◆ **Exercise description**: Give the data below again exactly as written, without its pictures.

◆ **Given information**:
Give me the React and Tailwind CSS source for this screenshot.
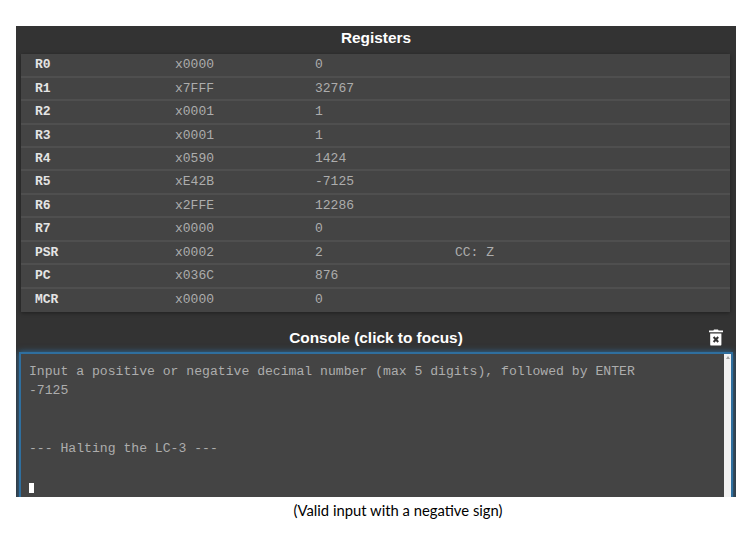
const rows = [
  ["R0", "x0000", "0", ""],
  ["R1", "x7FFF", "32767", ""],
  ["R2", "x0001", "1", ""],
  ["R3", "x0001", "1", ""],
  ["R4", "x0590", "1424", ""],
  ["R5", "xE42B", "-7125", ""],
  ["R6", "x2FFE", "12286", ""],
  ["R7", "x0000", "0", ""],
  ["PSR", "x0002", "2", "CC: Z"],
  ["PC", "x036C", "876", ""],
  ["MCR", "x0000", "0", ""],
];

function TrashIcon() {
  return (
    <svg width="14" height="17" viewBox="0 0 14 17" className="block">
      <path d="M0 1.6h4.4L5 .4h4l.6 1.2H14v1.7H0z" fill="#fff" />
      <path d="M1.2 4.4h11.2v11a1.2 1.2 0 0 1-1.2 1.2H2.4a1.2 1.2 0 0 1-1.2-1.2z" fill="#fff" />
      <path d="M4.6 8l4.6 5M9.2 8l-4.6 5" stroke="#333" strokeWidth="2" />
    </svg>
  );
}

function App() {
  return (
    <div className="w-[748px] h-[537px] bg-white overflow-hidden pt-[26px] px-4">
      <div className="w-[720px] h-[471px] bg-[#333333] overflow-hidden">
        <h2 className="h-[28.3px] leading-[24px] text-center text-white font-bold text-[15.4px] font-['Liberation_Sans',sans-serif]">Registers</h2>
        <div className="mx-[5px] w-[709px] bg-[#444444] shadow-[0_1px_4px_rgba(0,0,0,0.4)] font-['Liberation_Mono',monospace] text-[13px] text-[#adadad]">
          {rows.map((row, i) => (
            <div key={row[0]} className={`flex items-center h-[23.45px] border-b-2 ${i < rows.length - 1 ? "border-[#4f4f4f]" : "border-transparent"}`}>
              <div className="w-[154px] pl-[14px] font-bold text-[#e4e4e4]">{row[0]}</div>
              <div className="w-[140px]">{row[1]}</div>
              <div className="w-[140px]">{row[2]}</div>
              <div>{row[3]}</div>
            </div>
          ))}
        </div>
        <div className="relative h-[39.7px] pt-[11px] flex items-center justify-center text-white font-bold text-[15.4px] font-['Liberation_Sans',sans-serif]">
          Console (click to focus)
          <div className="absolute left-[693px] top-[17px]"><TrashIcon /></div>
        </div>
        <div className="ml-[3px] w-[714px] h-[200px] border-[2px] border-b-0 border-[#2f6f9f] bg-[#444444] shadow-[0_0_6px_#2f6f9f] flex font-['Liberation_Mono',monospace] text-[13.12px] leading-[19.4px] text-[#adadad]">
          <div className="flex-1 pl-2 pt-[8px] whitespace-pre">
            <div>Input a positive or negative decimal number (max 5 digits), followed by ENTER</div>
            <div>-7125</div>
            <div>&nbsp;</div>
            <div>&nbsp;</div>
            <div>--- Halting the LC-3 ---</div>
            <div>&nbsp;</div>
            <div className="flex items-center h-[19.5px]"><span className="w-[5px] h-[10px] bg-white" /></div>
          </div>
          <div className="w-[7px] bg-[#f1f1f1] flex justify-center pt-[2px]">
            <span className="w-0 h-0 border-x-[2px] border-b-[3px] border-x-transparent border-b-[#a0a0a0]" />
          </div>
        </div>
      </div>
      <p className="mt-[2px] pl-[48px] text-center text-[14.8px] text-black font-['Lato',sans-serif]">(Valid input with a negative sign)</p>
    </div>
  );
}

export default App;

◆ **Answer to the problem**:
Give me the React and Tailwind CSS source for this screenshot.
const rows = [
  ["R0", "x0000", "0", ""],
  ["R1", "x7FFF", "32767", ""],
  ["R2", "x0001", "1", ""],
  ["R3", "x0001", "1", ""],
  ["R4", "x0590", "1424", ""],
  ["R5", "xE42B", "-7125", ""],
  ["R6", "x2FFE", "12286", ""],
  ["R7", "x0000", "0", ""],
  ["PSR", "x0002", "2", "CC: Z"],
  ["PC", "x036C", "876", ""],
  ["MCR", "x0000", "0", ""],
];

function TrashIcon() {
  return (
    <svg width="14" height="17" viewBox="0 0 14 17" className="block">
      <path d="M0 1.6h4.4L5 .4h4l.6 1.2H14v1.7H0z" fill="#fff" />
      <path d="M1.2 4.4h11.2v11a1.2 1.2 0 0 1-1.2 1.2H2.4a1.2 1.2 0 0 1-1.2-1.2z" fill="#fff" />
      <path d="M4.6 8l4.6 5M9.2 8l-4.6 5" stroke="#333" strokeWidth="2" />
    </svg>
  );
}

function App() {
  return (
    <div className="w-[748px] h-[537px] bg-white overflow-hidden pt-[26px] px-4">
      <div className="w-[720px] h-[471px] bg-[#333333] overflow-hidden">
        <h2 className="h-[28.3px] leading-[24px] text-center text-white font-bold text-[15.4px] font-['Liberation_Sans',sans-serif]">Registers</h2>
        <div className="mx-[5px] w-[709px] bg-[#444444] shadow-[0_1px_4px_rgba(0,0,0,0.4)] font-['Liberation_Mono',monospace] text-[13px] text-[#adadad]">
          {rows.map((row, i) => (
            <div key={row[0]} className={`flex items-center h-[23.45px] border-b-2 ${i < rows.length - 1 ? "border-[#4f4f4f]" : "border-transparent"}`}>
              <div className="w-[154px] pl-[14px] font-bold text-[#e4e4e4]">{row[0]}</div>
              <div className="w-[140px]">{row[1]}</div>
              <div className="w-[140px]">{row[2]}</div>
              <div>{row[3]}</div>
            </div>
          ))}
        </div>
        <div className="relative h-[39.7px] pt-[11px] flex items-center justify-center text-white font-bold text-[15.4px] font-['Liberation_Sans',sans-serif]">
          Console (click to focus)
          <div className="absolute left-[693px] top-[17px]"><TrashIcon /></div>
        </div>
        <div className="ml-[3px] w-[714px] h-[200px] border-[2px] border-b-0 border-[#2f6f9f] bg-[#444444] shadow-[0_0_6px_#2f6f9f] flex font-['Liberation_Mono',monospace] text-[13.12px] leading-[19.4px] text-[#adadad]">
          <div className="flex-1 pl-2 pt-[8px] whitespace-pre">
            <div>Input a positive or negative decimal number (max 5 digits), followed by ENTER</div>
            <div>-7125</div>
            <div>&nbsp;</div>
            <div>&nbsp;</div>
            <div>--- Halting the LC-3 ---</div>
            <div>&nbsp;</div>
            <div className="flex items-center h-[19.5px]"><span className="w-[5px] h-[10px] bg-white" /></div>
          </div>
          <div className="w-[7px] bg-[#f1f1f1] flex justify-center pt-[2px]">
            <span className="w-0 h-0 border-x-[2px] border-b-[3px] border-x-transparent border-b-[#a0a0a0]" />
          </div>
        </div>
      </div>
      <p className="mt-[2px] pl-[48px] text-center text-[14.8px] text-black font-['Lato',sans-serif]">(Valid input with a negative sign)</p>
    </div>
  );
}

export default App;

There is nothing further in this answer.